C’est pourquoi, cette mise en images, par la simple suite de champs-contrechamps finement rythmés, permet de donner à penser et à voir ce que c’est, ce qui se joue, ce qui se passe, avec et dans la psychanalyse (...)
Ecouter cette micro-nuance qui se donne dans la parole, et non seulement dans ce qui se dit, mais encore dans ce qui ne se dit pas dans ce qui se dit, c’est cela l’accueil de l’oreille de l’analyste. Accueillir est écouter. Ralentir. Prêter son oreille à ce qui prend le nom ou la figure du rebut, du déchet, des fissures, des marges, de ce que soi-même ou les autres le plus souvent, jettent, repoussent, oublient, éloignent, excluent, c’est bien le vif de l’analyse. Art des détails. Oxymoron magnifique de Lacan : science de ce qui ne marche pas. En thérapie marche parce que c’est la mise en image de l’accueil de ce qui ne marche pas.
Un dernier mot. Le plus important puisqu’il y va de ce qui vient. Ce faire avec ce qui arrive, et quoi que soit ce qui arrive, fait de la psychanalyse un synonyme du politique. Comment ne pas voir cela dans ce autour de quoi tourne obsessionnellement la série elle-même : la terreur qui s’est abattue sur le pays le 13 novembre 2015. (...)
l’inquiétude pour la survie des corps parlants les uns avec les autres.
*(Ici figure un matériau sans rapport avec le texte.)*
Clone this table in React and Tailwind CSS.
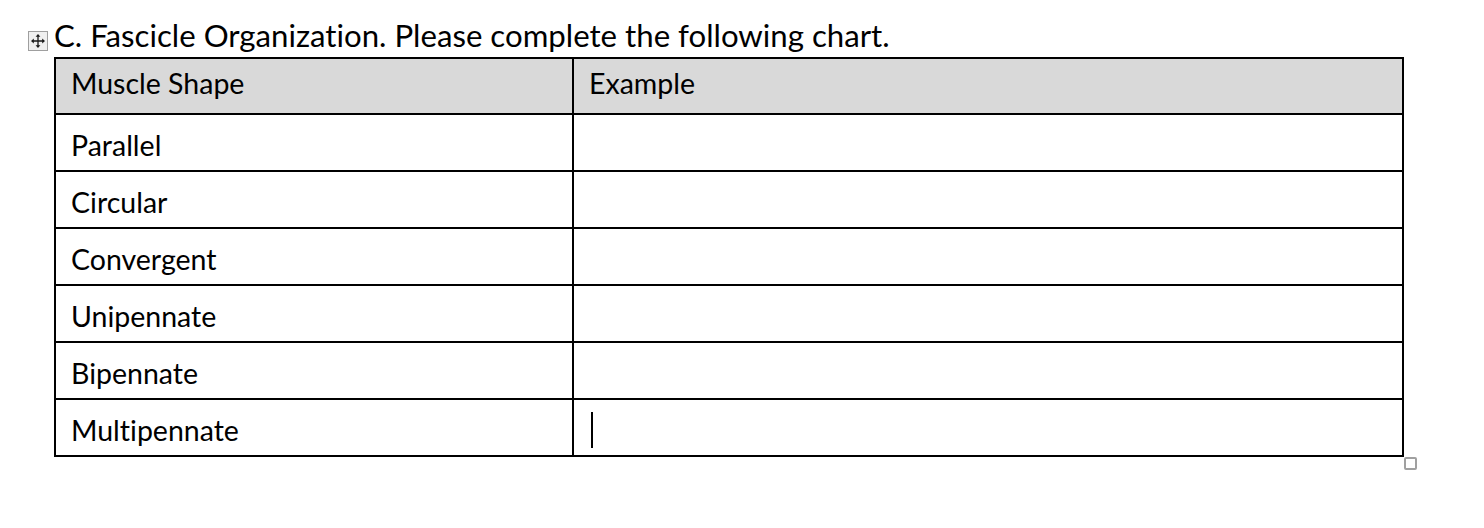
import React from 'react'

const rows = ['Parallel', 'Circular', 'Convergent', 'Unipennate', 'Bipennate', 'Multipennate']

function MoveHandle() {
  return (
    <div className="w-[20px] h-[20px] border border-[#9f9f9f] bg-[#f0f0f0] flex items-center justify-center">
      <svg width="16" height="16" viewBox="0 0 16 16">
        <path d="M3 8H13M8 3V13" stroke="#1a1a1a" strokeWidth="1.3" />
        <path d="M8 1L5.6 3.8H10.4Z M8 15L5.6 12.2H10.4Z M1 8L3.8 5.6V10.4Z M15 8L12.2 5.6V10.4Z" fill="#1a1a1a" />
      </svg>
    </div>
  )
}

export default function App() {
  return (
    <div
      className="w-[1484px] h-[528px] bg-white text-black [font-variant-ligatures:none]"
      style={{ fontFamily: 'Lato, "Open Sans", sans-serif' }}
    >
      <div className="flex items-start pl-[28px] pt-[17px] h-[57px]">
        <div className="mt-[14px]">
          <MoveHandle />
        </div>
        <h1 className="ml-[6px] text-[31.2px] leading-[36px] font-normal">
          C. Fascicle Organization. Please complete the following chart.
        </h1>
      </div>

      <div className="relative ml-[54px] w-[1350px]">
        <div className="grid grid-cols-[518px_830px] border-l-2 border-t-2 border-black text-[28.5px] leading-[34px]">
          <div className="h-[56px] bg-[#d9d9d9] border-r-2 border-b-2 border-black pl-[15px] pt-[7px]">Muscle Shape</div>
          <div className="h-[56px] bg-[#d9d9d9] border-r-2 border-b-2 border-black pl-[15px] pt-[7px]">Example</div>
          {rows.map((r, i) => (
            <React.Fragment key={r}>
              <div className="h-[57px] border-r-2 border-b-2 border-black pl-[15px] pt-[13px]">{r}</div>
              <div className="h-[57px] border-r-2 border-b-2 border-black pl-[17px] pt-[12px]">
                {i === rows.length - 1 && <span className="block w-[1.5px] h-[36px] bg-black" />}
              </div>
            </React.Fragment>
          ))}
        </div>
        <div className="absolute -right-[13px] -bottom-[13px] w-[13px] h-[13px] border-2 border-[#a0a0a0] rounded-[2px] bg-white" />
      </div>
    </div>
  )
}
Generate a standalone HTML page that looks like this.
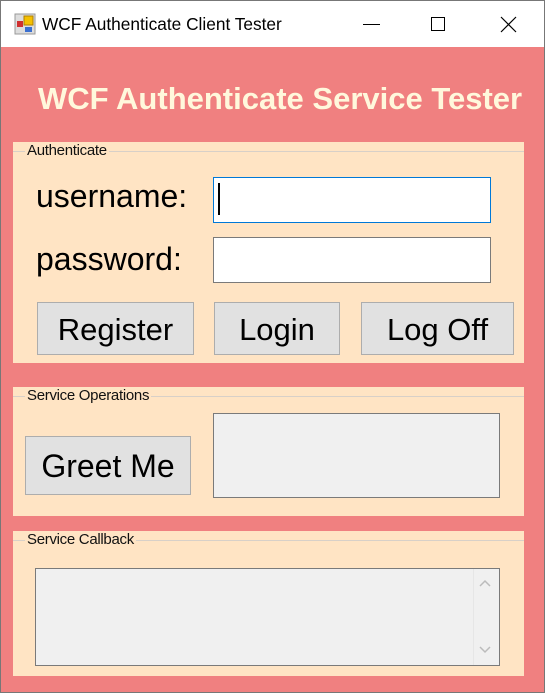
<!DOCTYPE html>
<html><head><style>
*{margin:0;padding:0;box-sizing:border-box}
body{width:545px;height:693px;overflow:hidden;background:#fff;font-family:"Liberation Sans",sans-serif;position:relative}
.a{position:absolute}
.win{left:0;top:0;width:545px;height:693px;border:1px solid #777}
.body{left:1px;top:47px;width:543px;height:645px;background:#F08080}
.gb{background:#FFE4C4;}
.gl{position:absolute;left:0;right:0;top:9px;border-top:1px solid #d8d0c8}
.gt{position:absolute;left:12px;top:0;background:#FFE4C4;font-size:15px;padding:0 2px;color:#111;letter-spacing:-0.3px}
.btn{background:#e1e1e1;border:1px solid #adadad;font-size:31px;text-align:center;color:#000}
.tb{background:#fff;border:1px solid #7a7a7a}
.ro{background:#f0f0f0;border:1px solid #7a7a7a}
.lbl{font-size:32px;color:#000}
</style></head><body>
<div class="a win"></div>
<svg class="a" style="left:14px;top:13px" width="22" height="22" viewBox="0 0 22 22">
<rect x="1" y="1" width="20" height="20" fill="#ddd" stroke="#999"/>
<rect x="10" y="3" width="9" height="9" fill="#f5c000" stroke="#b08000"/>
<rect x="3" y="8" width="6" height="6" fill="#d03030"/>
<rect x="11" y="14" width="7" height="5" fill="#3a6fd0"/>
</svg>
<div class="a" style="left:42px;top:14px;font-size:17.3px;color:#000">WCF Authenticate Client Tester</div>
<div class="a" style="left:363px;top:24px;width:17px;height:1px;background:#000"></div>
<div class="a" style="left:431px;top:17px;width:14px;height:14px;border:1px solid #000"></div>
<svg class="a" style="left:500px;top:16px" width="17" height="17"><path d="M1 1L16 16M16 1L1 16" stroke="#000" stroke-width="1.2"/></svg>
<div class="a body"></div>
<div class="a" style="left:38px;top:81px;font-size:31px;font-weight:bold;color:#FFF8DC;white-space:nowrap">WCF Authenticate Service Tester</div>

<div class="a gb" style="left:13px;top:142px;width:511px;height:221px"><div class="gl"></div><div class="gt">Authenticate</div></div>
<div class="a lbl" style="left:36px;top:178px">username:</div>
<div class="a lbl" style="left:36px;top:241px">password:</div>
<div class="a tb" style="left:213px;top:177px;width:278px;height:46px;border-color:#0078d7"></div>
<div class="a" style="left:218px;top:183px;width:2px;height:32px;background:#000"></div>
<div class="a tb" style="left:213px;top:237px;width:278px;height:46px"></div>
<div class="a btn" style="left:37px;top:302px;width:157px;height:53px;line-height:53px">Register</div>
<div class="a btn" style="left:214px;top:302px;width:126px;height:53px;line-height:53px">Login</div>
<div class="a btn" style="left:361px;top:302px;width:153px;height:53px;line-height:53px">Log Off</div>

<div class="a gb" style="left:13px;top:387px;width:511px;height:129px"><div class="gl"></div><div class="gt">Service Operations</div></div>
<div class="a btn" style="left:25px;top:436px;width:166px;height:59px;line-height:59px;font-size:32px">Greet Me</div>
<div class="a ro" style="left:213px;top:413px;width:287px;height:85px"></div>

<div class="a gb" style="left:13px;top:531px;width:511px;height:145px"><div class="gl"></div><div class="gt">Service Callback</div></div>
<div class="a ro" style="left:35px;top:568px;width:465px;height:98px"></div>
<div class="a" style="left:473px;top:569px;width:26px;height:96px;background:#f0f0f0;border-left:1px solid #e6e6e6"></div>
<svg class="a" style="left:479px;top:578px" width="12" height="10"><path d="M1 8L6 3L11 8" stroke="#bbb" stroke-width="1.5" fill="none"/></svg>
<svg class="a" style="left:479px;top:645px" width="12" height="10"><path d="M1 2L6 7L11 2" stroke="#bbb" stroke-width="1.5" fill="none"/></svg>
</body></html>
Où s’entremêlent inextricablement le singulier et le multiple, l’unique de la parole et le pluriel des corps. Sans cela, il n’y a ni psychanalyse, ni politique. En thérapieest la mise en images de ce fait étonnant que le lien social s’allonge (ou s’assoit, qu’importe) tous les jours et plusieurs fois par jour sur le divan des psychanalystes.
Il n’y a donc pas de psychanalyse qui ne soit engagée par la chose politique. Que les psychanalystes l’acceptent ou le refusent, d’ailleurs. Faire avec ce qui arrive oblige. Oblige n’en déplaise à certain.es, à être altéré sans cesse par ce qui vient et à se laisser interroger et se reprendre, se théoriser, se repenser depuis et avec, oui avecles questions postcoloniales, les différences sexuelles, les identités multiples et mouvantes, les mises en questions trans les plus radicales. Etre dérangé et plongé dans le non savoir de ce qui arrive, avoir à bricoler avec cela, c’est le quotidien de la psychanalyse et ce quotidien est l’extraordinaire même. (...)
En thérapie montre qu’à venir est l’autre nom de la psychanalyse. On l’avait certainement oublié. Il faudra penser à une rétrocession d’honoraires.